- Provided entries:

● ● ● ● ● ● ●

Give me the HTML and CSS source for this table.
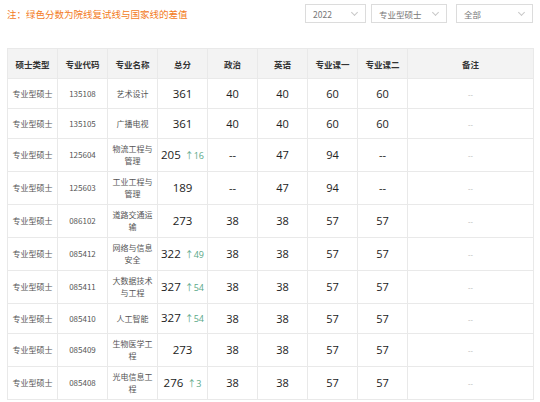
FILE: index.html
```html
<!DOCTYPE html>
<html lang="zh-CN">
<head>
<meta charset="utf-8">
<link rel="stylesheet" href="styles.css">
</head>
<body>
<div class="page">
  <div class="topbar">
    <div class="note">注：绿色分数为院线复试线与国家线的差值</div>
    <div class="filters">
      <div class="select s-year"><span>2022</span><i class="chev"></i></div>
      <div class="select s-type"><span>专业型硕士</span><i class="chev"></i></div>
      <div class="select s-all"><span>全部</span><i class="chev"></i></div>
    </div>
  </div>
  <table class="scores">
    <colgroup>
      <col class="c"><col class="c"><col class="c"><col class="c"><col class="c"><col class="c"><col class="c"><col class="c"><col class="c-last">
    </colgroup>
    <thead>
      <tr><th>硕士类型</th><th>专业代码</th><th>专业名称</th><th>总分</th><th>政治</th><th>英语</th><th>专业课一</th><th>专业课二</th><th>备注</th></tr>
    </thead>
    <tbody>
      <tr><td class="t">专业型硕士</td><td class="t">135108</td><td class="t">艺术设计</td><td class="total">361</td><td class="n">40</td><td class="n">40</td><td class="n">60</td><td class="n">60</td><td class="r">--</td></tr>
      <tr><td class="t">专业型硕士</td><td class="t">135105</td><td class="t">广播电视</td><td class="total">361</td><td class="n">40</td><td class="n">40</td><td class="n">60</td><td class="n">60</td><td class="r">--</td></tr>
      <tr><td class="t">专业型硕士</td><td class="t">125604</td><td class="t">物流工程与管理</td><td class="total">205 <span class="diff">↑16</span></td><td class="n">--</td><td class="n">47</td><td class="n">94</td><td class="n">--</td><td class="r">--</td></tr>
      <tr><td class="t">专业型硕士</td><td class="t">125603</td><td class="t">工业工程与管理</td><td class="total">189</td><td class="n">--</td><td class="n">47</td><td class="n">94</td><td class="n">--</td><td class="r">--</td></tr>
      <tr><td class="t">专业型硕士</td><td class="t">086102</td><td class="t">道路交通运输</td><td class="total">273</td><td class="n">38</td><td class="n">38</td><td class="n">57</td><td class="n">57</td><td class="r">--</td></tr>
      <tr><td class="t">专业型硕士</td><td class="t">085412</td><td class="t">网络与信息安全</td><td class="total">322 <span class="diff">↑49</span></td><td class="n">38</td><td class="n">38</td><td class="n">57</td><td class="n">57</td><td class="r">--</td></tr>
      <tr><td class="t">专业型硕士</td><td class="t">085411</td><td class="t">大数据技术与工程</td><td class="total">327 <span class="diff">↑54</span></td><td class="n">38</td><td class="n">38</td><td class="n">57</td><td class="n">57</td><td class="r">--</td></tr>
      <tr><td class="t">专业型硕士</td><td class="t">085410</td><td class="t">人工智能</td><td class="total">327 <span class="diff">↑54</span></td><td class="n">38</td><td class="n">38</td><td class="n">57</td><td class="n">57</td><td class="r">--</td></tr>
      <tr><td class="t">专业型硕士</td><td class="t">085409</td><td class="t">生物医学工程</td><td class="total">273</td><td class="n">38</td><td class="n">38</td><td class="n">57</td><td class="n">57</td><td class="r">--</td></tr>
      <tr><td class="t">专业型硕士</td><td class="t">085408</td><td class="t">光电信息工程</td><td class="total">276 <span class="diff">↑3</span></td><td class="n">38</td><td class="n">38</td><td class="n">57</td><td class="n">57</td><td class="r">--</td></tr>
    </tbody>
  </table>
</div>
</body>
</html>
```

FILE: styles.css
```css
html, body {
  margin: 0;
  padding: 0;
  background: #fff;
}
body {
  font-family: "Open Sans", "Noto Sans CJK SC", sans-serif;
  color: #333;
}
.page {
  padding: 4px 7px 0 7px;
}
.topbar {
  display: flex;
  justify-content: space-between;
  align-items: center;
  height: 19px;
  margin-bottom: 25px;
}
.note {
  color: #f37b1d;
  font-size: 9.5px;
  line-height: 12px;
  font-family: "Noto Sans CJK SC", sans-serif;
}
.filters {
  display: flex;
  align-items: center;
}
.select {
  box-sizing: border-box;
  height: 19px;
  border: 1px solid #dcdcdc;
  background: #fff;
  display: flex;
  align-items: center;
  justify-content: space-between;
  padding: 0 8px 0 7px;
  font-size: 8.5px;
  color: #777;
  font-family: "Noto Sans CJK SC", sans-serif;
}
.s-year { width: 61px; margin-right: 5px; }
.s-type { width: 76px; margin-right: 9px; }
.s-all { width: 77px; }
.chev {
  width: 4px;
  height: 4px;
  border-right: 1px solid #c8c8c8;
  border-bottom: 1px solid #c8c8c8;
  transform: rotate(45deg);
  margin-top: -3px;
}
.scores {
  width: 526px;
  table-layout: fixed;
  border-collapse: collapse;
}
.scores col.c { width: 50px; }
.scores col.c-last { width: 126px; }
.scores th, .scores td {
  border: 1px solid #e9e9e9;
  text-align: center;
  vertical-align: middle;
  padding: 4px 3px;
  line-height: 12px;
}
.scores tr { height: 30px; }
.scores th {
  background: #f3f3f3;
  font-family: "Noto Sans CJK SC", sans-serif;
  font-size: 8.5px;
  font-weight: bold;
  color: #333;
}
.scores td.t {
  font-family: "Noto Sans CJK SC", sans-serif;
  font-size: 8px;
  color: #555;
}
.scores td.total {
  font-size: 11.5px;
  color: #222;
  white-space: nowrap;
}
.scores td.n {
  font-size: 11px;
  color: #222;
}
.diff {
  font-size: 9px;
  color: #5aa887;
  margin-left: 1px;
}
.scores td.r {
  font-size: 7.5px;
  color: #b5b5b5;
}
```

● ● ● ● ● ● ●

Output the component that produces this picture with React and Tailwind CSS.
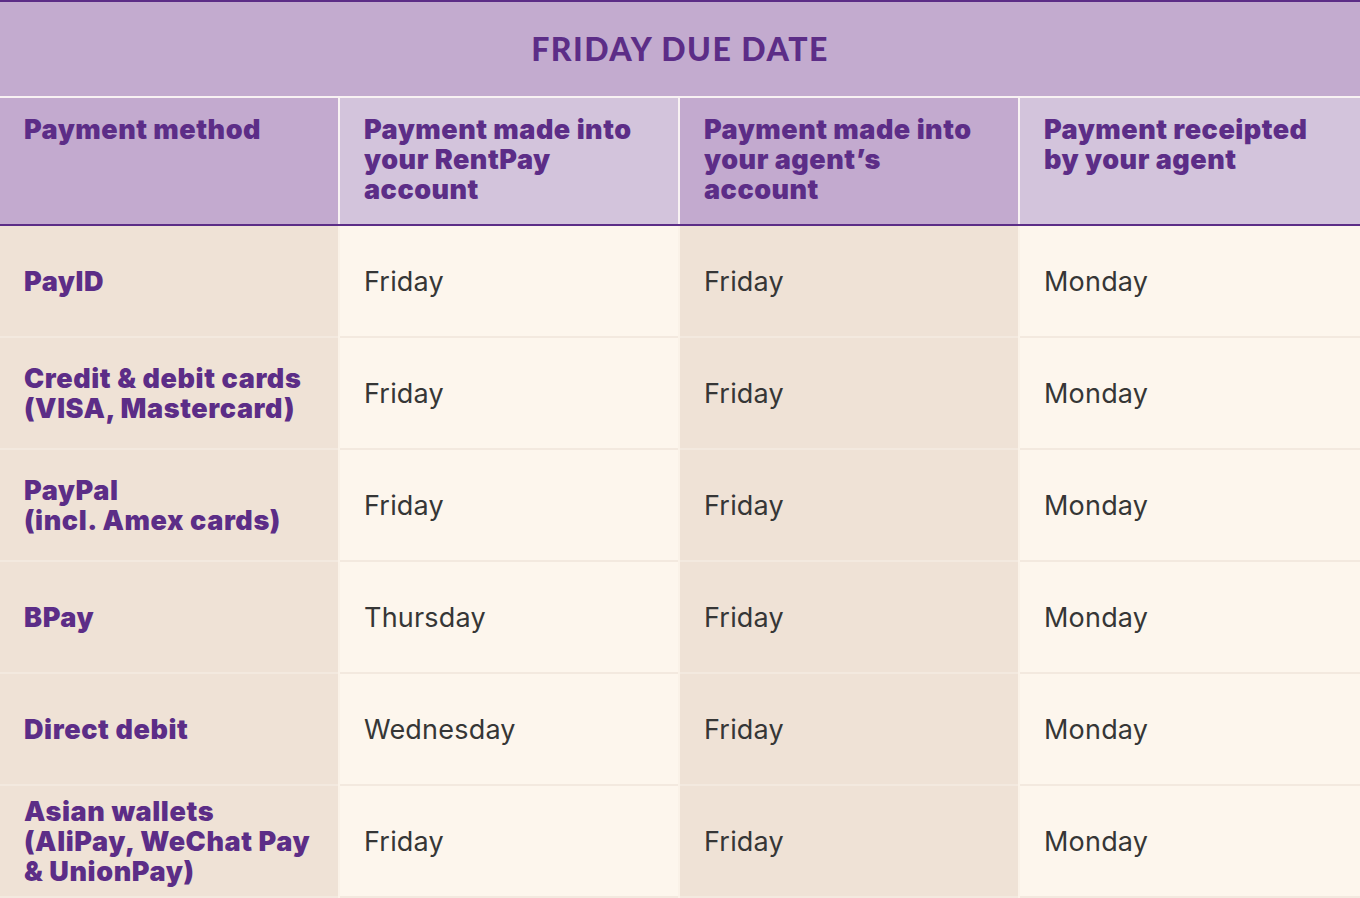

● ● ● ● ● ● ●

- Request:
Select all lines in the listing above where the word "table" appears, and show them.

- Answer:
Give me the HTML and CSS source for this table.
  <table class="scores">
  </table>
  table-layout: fixed;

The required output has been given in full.